Clipper Online Editor
BOUNTIFUL – The air quality for several communities on or near the Wasatch Front are among the worst in the nation, according to the EPA.
On Sunday, the Salt Lake/Davis area was one of five other Utah communities listed as the absolute worst air quality in the country, according to the EPA.
By Monday, Utah's air improved, but 6 of the 24 communities listed under the Air Quality Index (AQI) “action days” (worst air) in the country were on or near the Wasatch Front (including Logan, Brigham City and Tooele).
The EPA website also predicted that most of the same areas of Utah would top the list again by Tuesday.
Utah Department of Environmental Quality spokesperson Donna Spangler told The Clipper that Utah's air quality is problematic, due to the persistent inversions in the state. Inversion occurs when snow stays on the ground and makes the lower atmosphere cooler than at higher elevations.

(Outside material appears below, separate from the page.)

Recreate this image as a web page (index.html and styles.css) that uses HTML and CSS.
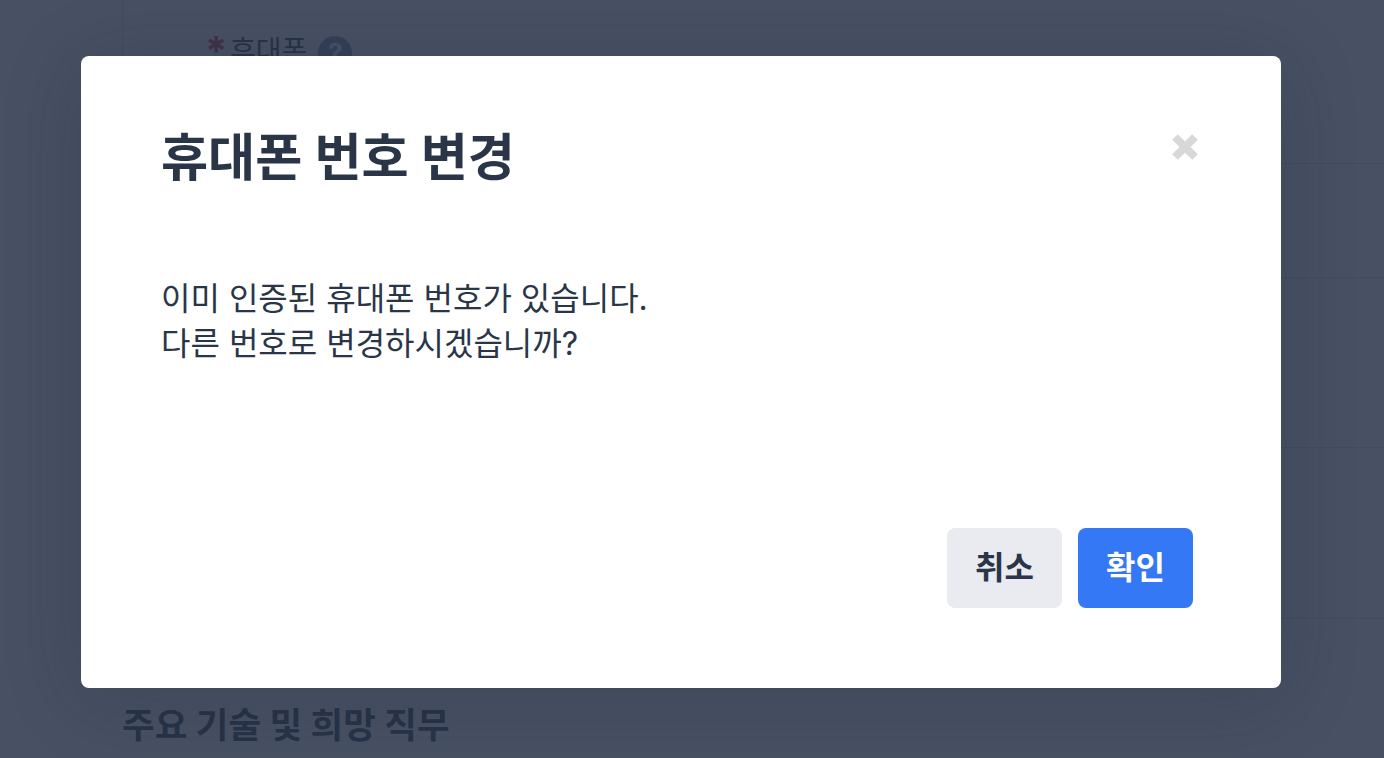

Spangler said 56 percent of the pollutants in Utah's air come from vehicles, while another 33 percent comes from homes and small businesses. Industrial pollutants comprise only 11 percent of Utah's bad air, according to Spangler.
What can be done?
Spangler says the only immediate solution is a good storm front, which is expected to happen late Wednesday night and Thursday morning. Such weather events usually provide fleeting relief, while dropping more snow, thus making the ground even cooler.
According to Spangler, the only thing that can help “clear the air” of pollutants is for drivers to control themselves. Carpools, less idling, lower speeds and use of public transportation are the best way to keep Utah's AQI a little more healthy, even if the inversions persist.
Spangler said the DEQ can encourage drivers, but unless motorists limit their time on the road, there's not much more the state can do.
“People are frustrated, and rightfully so,” said Spangler. “I wish we had more control.”